To do »
In the data below, find each line containing the string "this" and return it.

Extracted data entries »
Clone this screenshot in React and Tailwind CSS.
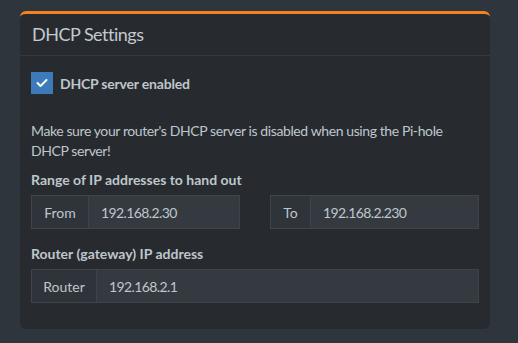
import React from "react";

function Addon({ label, value, addonW }) {
  return (
    <div className="flex h-[34px] border border-[#3f444b] bg-[#353a41]">
      <div className={`flex items-center justify-center bg-[#2f343a] border-r border-[#3f444b] ${addonW}`}>{label}</div>
      <div className="flex items-center pl-[12px] tracking-[-0.6px]">{value}</div>
    </div>
  );
}

export default function App() {
  return (
    <div className="w-[518px] h-[343px] bg-[#2f353d] pt-[11px] pl-[20px] text-[#bfc6cc] text-[14px]" style={{ fontFamily: "Lato, 'Open Sans', sans-serif" }}>
      <div className="w-[470px] h-[318px] bg-[#272b30] rounded-[6px] border-t-[3px] border-[#f5821f]">
        <div className="h-[42px] flex items-center pl-[12px] border-b border-[#34393e] text-[18px] font-normal tracking-[-0.5px] text-[#c2c9cf]">
          DHCP Settings
        </div>
        <div className="px-[11px] pt-[16px]">
          <div className="flex items-center gap-[7px] h-[22px]">
            <div className="w-[22px] h-[22px] bg-[#3c7ab9] flex items-center justify-center">
              <svg width="12" height="10" viewBox="0 0 12 10" fill="none">
                <path d="M1.5 5 L4.5 8 L10.5 2" stroke="#ffffff" strokeWidth="2" strokeLinecap="round" strokeLinejoin="round" />
              </svg>
            </div>
            <span className="font-bold tracking-[-0.2px]">DHCP server enabled</span>
          </div>
          <p className="mt-[27px] leading-[20px] tracking-[-0.4px]">
            Make sure your router's DHCP server is disabled when using the Pi-hole DHCP server!
          </p>
          <div className="mt-[9px] leading-[20px] font-bold">Range of IP addresses to hand out</div>
          <div className="mt-[5px] grid grid-cols-2 gap-[30px]">
            <Addon label="From" value="192.168.2.30" addonW="w-[57px]" />
            <Addon label="To" value="192.168.2.230" addonW="w-[40px]" />
          </div>
          <div className="mt-[15px] leading-[20px] font-bold">Router (gateway) IP address</div>
          <div className="mt-[5px]">
            <Addon label="Router" value="192.168.2.1" addonW="w-[65px]" />
          </div>
        </div>
      </div>
    </div>
  );
}
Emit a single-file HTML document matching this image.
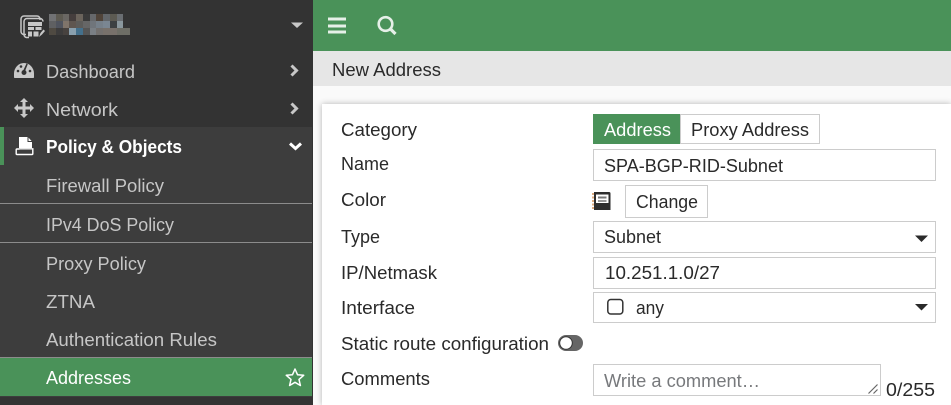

Response »
Clone this screenshot in React and Tailwind CSS.
Emit a single-file HTML document matching this image.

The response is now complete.